↓
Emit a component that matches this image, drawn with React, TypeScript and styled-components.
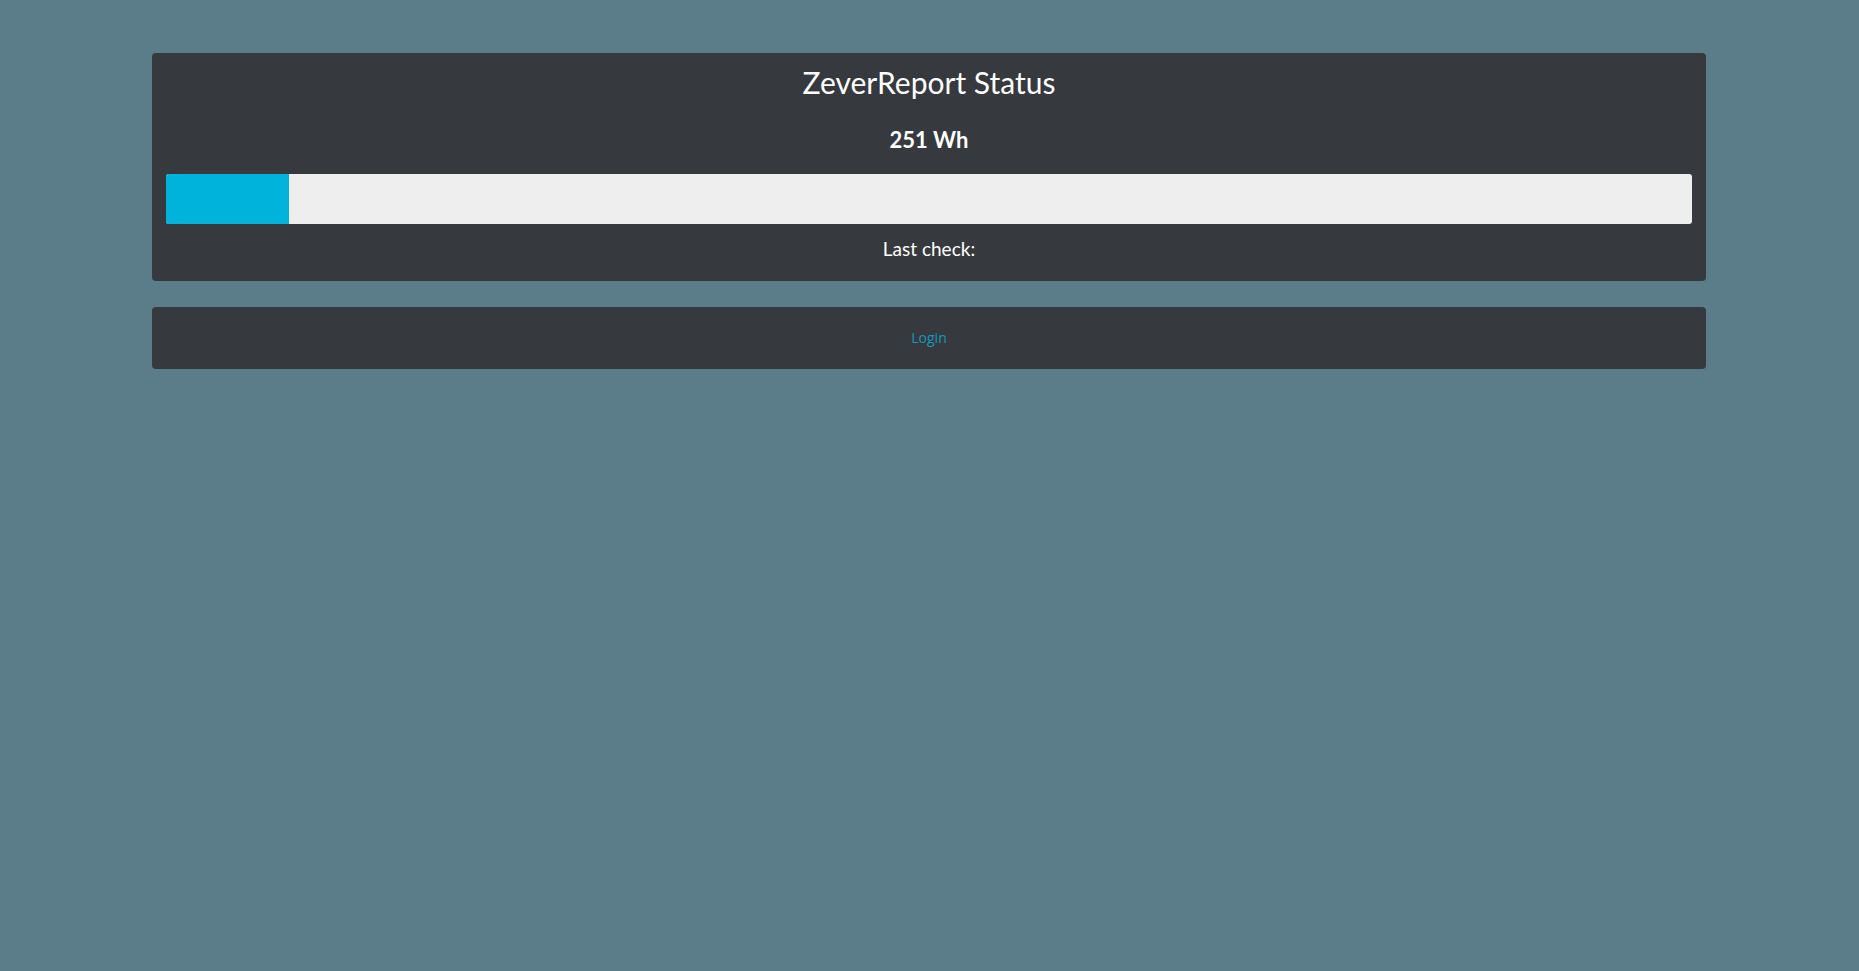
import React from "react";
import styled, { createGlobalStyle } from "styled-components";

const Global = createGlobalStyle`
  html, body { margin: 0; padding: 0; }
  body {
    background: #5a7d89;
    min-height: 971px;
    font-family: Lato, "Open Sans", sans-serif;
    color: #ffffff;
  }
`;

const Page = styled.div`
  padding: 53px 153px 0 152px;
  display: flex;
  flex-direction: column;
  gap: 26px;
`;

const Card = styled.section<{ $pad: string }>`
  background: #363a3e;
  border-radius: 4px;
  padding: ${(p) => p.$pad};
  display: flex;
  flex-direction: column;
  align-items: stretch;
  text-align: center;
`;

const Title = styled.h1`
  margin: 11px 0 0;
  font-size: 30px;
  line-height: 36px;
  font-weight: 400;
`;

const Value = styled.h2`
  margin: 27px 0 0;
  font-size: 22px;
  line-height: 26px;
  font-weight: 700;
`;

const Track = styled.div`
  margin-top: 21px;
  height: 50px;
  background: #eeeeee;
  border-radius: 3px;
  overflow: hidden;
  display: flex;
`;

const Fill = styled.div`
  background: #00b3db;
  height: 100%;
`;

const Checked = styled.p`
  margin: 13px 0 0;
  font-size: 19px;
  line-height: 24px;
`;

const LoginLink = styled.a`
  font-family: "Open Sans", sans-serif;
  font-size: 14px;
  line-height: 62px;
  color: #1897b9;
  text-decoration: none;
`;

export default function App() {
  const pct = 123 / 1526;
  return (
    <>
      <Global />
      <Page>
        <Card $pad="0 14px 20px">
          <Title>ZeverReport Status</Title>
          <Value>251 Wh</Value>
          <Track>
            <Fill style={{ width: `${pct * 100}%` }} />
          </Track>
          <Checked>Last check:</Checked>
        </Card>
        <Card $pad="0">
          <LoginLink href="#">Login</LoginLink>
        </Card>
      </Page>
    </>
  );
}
↑
↓
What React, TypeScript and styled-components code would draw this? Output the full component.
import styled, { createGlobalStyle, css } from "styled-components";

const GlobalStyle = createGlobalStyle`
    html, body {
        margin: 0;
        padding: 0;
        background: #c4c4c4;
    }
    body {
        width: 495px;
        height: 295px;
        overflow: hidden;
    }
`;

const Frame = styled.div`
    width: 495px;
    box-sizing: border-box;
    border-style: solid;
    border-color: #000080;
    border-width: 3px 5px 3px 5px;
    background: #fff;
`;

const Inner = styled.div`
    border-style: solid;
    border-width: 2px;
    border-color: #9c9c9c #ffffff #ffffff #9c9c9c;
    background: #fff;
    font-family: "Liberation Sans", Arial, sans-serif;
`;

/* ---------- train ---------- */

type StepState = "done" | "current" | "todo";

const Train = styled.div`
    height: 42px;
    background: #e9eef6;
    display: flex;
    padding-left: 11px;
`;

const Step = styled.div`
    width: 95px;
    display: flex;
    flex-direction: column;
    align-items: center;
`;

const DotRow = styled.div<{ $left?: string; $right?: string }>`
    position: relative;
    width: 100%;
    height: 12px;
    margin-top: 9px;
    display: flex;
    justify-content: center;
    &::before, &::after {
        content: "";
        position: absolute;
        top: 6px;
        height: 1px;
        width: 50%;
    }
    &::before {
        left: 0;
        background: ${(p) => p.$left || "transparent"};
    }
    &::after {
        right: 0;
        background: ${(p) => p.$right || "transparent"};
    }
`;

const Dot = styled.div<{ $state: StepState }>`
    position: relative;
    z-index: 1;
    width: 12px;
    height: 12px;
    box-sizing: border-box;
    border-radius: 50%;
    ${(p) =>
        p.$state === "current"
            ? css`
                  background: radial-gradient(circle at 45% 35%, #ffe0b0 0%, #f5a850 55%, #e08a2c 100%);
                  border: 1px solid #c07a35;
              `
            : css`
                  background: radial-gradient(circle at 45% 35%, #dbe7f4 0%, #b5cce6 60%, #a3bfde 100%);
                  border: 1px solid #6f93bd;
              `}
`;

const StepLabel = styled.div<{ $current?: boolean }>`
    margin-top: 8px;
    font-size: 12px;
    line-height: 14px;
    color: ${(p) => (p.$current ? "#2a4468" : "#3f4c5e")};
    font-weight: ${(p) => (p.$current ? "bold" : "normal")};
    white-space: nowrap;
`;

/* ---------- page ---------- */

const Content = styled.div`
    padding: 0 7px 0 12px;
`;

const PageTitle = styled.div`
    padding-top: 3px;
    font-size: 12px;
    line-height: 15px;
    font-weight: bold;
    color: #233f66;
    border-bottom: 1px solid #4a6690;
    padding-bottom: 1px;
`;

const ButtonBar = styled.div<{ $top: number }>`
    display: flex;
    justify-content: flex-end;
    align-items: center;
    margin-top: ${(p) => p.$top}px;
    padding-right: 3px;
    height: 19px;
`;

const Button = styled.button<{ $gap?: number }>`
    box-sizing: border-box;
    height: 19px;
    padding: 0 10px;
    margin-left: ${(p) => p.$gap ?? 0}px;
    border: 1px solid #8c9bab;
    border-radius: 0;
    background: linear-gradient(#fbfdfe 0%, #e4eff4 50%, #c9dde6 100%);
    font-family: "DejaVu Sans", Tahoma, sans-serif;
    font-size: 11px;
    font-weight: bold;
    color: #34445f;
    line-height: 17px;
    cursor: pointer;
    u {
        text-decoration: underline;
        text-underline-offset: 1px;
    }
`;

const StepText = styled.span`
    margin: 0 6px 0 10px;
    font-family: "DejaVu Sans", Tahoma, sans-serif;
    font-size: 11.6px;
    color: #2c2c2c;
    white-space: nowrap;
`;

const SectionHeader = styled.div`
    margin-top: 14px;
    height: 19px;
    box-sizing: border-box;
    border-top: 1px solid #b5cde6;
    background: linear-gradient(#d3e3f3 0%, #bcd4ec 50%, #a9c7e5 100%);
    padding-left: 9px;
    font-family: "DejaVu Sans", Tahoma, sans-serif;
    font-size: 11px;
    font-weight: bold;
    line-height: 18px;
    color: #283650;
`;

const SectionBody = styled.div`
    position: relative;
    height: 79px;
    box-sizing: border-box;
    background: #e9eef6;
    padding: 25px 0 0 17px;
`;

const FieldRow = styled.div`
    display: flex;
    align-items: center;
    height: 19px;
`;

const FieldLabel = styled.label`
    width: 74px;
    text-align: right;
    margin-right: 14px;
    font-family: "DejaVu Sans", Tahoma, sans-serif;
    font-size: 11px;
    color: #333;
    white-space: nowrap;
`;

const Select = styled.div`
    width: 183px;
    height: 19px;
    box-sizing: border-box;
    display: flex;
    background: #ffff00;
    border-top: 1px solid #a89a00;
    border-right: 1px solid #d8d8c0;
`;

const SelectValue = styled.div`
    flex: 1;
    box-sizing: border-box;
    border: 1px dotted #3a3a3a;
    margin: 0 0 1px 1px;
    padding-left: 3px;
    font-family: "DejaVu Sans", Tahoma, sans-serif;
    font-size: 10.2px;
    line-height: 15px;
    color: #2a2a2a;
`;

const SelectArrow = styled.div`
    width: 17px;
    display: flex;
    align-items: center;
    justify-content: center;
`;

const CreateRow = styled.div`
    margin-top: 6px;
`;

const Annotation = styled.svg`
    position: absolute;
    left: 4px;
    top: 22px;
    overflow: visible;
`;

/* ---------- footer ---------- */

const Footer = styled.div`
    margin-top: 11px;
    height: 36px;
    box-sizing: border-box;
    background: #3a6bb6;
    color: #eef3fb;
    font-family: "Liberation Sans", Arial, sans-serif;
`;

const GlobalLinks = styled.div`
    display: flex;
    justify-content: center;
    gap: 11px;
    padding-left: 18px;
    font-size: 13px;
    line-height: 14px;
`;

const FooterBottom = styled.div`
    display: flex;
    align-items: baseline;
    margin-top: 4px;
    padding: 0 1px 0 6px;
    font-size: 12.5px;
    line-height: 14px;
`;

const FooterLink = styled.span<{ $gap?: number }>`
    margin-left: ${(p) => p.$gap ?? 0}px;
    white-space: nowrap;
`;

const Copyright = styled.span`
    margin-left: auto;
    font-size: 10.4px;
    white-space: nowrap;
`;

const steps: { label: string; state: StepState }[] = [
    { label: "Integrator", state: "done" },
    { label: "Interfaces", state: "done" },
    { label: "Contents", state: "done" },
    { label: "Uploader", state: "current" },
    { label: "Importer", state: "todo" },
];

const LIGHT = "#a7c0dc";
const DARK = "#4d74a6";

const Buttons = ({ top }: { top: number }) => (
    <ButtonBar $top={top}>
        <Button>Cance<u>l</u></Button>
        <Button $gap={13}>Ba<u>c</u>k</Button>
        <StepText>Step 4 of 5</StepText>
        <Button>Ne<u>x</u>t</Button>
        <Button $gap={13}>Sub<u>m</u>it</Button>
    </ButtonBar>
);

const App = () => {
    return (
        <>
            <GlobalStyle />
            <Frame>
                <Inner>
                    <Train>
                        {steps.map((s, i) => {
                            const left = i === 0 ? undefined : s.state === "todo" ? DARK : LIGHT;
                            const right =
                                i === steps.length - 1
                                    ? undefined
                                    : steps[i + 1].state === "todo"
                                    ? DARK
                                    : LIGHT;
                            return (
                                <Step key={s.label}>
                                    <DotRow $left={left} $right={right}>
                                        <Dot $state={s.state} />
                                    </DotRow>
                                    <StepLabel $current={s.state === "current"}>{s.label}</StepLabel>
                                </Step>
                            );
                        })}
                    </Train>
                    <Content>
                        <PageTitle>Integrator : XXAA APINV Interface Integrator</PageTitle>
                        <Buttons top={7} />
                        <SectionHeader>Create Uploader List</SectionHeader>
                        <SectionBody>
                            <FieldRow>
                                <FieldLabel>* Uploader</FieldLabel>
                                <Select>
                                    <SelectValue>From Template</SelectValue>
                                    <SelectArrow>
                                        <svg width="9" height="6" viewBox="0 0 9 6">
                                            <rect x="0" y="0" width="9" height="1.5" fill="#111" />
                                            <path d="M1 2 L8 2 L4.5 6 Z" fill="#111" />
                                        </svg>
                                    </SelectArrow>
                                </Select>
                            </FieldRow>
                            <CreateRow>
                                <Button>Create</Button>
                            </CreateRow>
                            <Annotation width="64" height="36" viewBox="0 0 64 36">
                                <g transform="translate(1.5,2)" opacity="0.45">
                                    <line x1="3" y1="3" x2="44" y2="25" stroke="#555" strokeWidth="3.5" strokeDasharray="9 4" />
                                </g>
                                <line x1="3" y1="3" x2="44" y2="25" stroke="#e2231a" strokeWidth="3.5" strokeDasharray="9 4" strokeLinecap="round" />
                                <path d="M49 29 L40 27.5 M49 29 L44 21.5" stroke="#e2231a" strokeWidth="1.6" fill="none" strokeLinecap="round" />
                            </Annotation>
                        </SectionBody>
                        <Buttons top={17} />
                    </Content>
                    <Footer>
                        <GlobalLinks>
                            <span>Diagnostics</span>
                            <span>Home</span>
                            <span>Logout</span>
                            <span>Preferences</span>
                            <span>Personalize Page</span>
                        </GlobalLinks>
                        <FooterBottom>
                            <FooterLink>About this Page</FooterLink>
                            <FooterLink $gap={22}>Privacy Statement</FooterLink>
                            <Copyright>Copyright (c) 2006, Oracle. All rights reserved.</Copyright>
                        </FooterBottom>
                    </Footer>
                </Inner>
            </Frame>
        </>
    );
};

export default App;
↑
↓
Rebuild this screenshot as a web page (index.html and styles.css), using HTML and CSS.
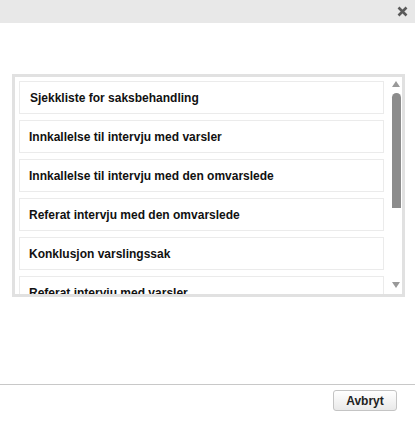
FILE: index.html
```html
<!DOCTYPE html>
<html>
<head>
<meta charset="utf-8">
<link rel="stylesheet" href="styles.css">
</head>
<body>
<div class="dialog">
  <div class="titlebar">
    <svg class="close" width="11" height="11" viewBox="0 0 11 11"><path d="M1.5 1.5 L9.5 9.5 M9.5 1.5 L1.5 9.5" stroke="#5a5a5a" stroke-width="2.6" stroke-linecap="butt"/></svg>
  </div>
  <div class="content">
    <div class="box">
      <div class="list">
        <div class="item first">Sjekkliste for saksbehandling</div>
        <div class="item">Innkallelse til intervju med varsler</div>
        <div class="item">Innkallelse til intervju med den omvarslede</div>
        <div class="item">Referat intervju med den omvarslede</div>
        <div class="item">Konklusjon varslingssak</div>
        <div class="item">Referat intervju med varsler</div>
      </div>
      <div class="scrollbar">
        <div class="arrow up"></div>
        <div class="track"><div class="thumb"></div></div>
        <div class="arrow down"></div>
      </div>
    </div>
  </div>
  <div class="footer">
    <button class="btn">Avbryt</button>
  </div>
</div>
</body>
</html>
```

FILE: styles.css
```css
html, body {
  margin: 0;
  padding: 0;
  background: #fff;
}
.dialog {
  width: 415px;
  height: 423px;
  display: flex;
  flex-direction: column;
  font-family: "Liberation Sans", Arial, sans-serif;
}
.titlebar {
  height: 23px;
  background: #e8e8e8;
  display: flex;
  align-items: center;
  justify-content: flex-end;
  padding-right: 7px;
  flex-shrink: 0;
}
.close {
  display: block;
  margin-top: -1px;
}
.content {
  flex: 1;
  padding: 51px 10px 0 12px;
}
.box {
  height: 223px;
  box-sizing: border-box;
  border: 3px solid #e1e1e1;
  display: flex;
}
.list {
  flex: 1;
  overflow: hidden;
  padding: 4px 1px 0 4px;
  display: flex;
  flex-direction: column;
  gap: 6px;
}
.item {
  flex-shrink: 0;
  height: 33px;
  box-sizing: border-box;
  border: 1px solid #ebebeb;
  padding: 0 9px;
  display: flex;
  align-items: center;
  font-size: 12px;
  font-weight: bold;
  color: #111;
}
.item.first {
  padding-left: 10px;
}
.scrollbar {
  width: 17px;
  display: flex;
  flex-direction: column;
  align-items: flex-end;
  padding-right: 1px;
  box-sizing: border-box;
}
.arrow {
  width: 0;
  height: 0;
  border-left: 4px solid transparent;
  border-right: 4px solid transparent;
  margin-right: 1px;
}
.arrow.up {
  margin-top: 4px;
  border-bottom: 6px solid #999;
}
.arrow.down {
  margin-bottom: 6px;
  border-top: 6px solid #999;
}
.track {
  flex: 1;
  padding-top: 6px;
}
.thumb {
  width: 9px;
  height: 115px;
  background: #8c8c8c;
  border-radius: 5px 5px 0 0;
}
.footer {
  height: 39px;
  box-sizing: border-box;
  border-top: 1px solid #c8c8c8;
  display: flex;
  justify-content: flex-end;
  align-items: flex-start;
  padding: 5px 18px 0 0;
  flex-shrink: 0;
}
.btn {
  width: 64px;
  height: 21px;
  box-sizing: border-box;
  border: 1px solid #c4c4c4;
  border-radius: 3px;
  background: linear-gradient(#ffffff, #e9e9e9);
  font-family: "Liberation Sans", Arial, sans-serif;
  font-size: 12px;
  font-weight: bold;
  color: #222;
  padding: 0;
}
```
↑
[Stated problem]
Exactly the lines from the line containing "What React, TypeScript" to the line containing "train ---------- */", both included, are to be set down; no other line belongs in the answer.

[Output of the exercise]
What React, TypeScript and styled-components code would draw this? Output the full component.
import styled, { createGlobalStyle, css } from "styled-components";

const GlobalStyle = createGlobalStyle`
    html, body {
        margin: 0;
        padding: 0;
        background: #c4c4c4;
    }
    body {
        width: 495px;
        height: 295px;
        overflow: hidden;
    }
`;

const Frame = styled.div`
    width: 495px;
    box-sizing: border-box;
    border-style: solid;
    border-color: #000080;
    border-width: 3px 5px 3px 5px;
    background: #fff;
`;

const Inner = styled.div`
    border-style: solid;
    border-width: 2px;
    border-color: #9c9c9c #ffffff #ffffff #9c9c9c;
    background: #fff;
    font-family: "Liberation Sans", Arial, sans-serif;
`;

/* ---------- train ---------- */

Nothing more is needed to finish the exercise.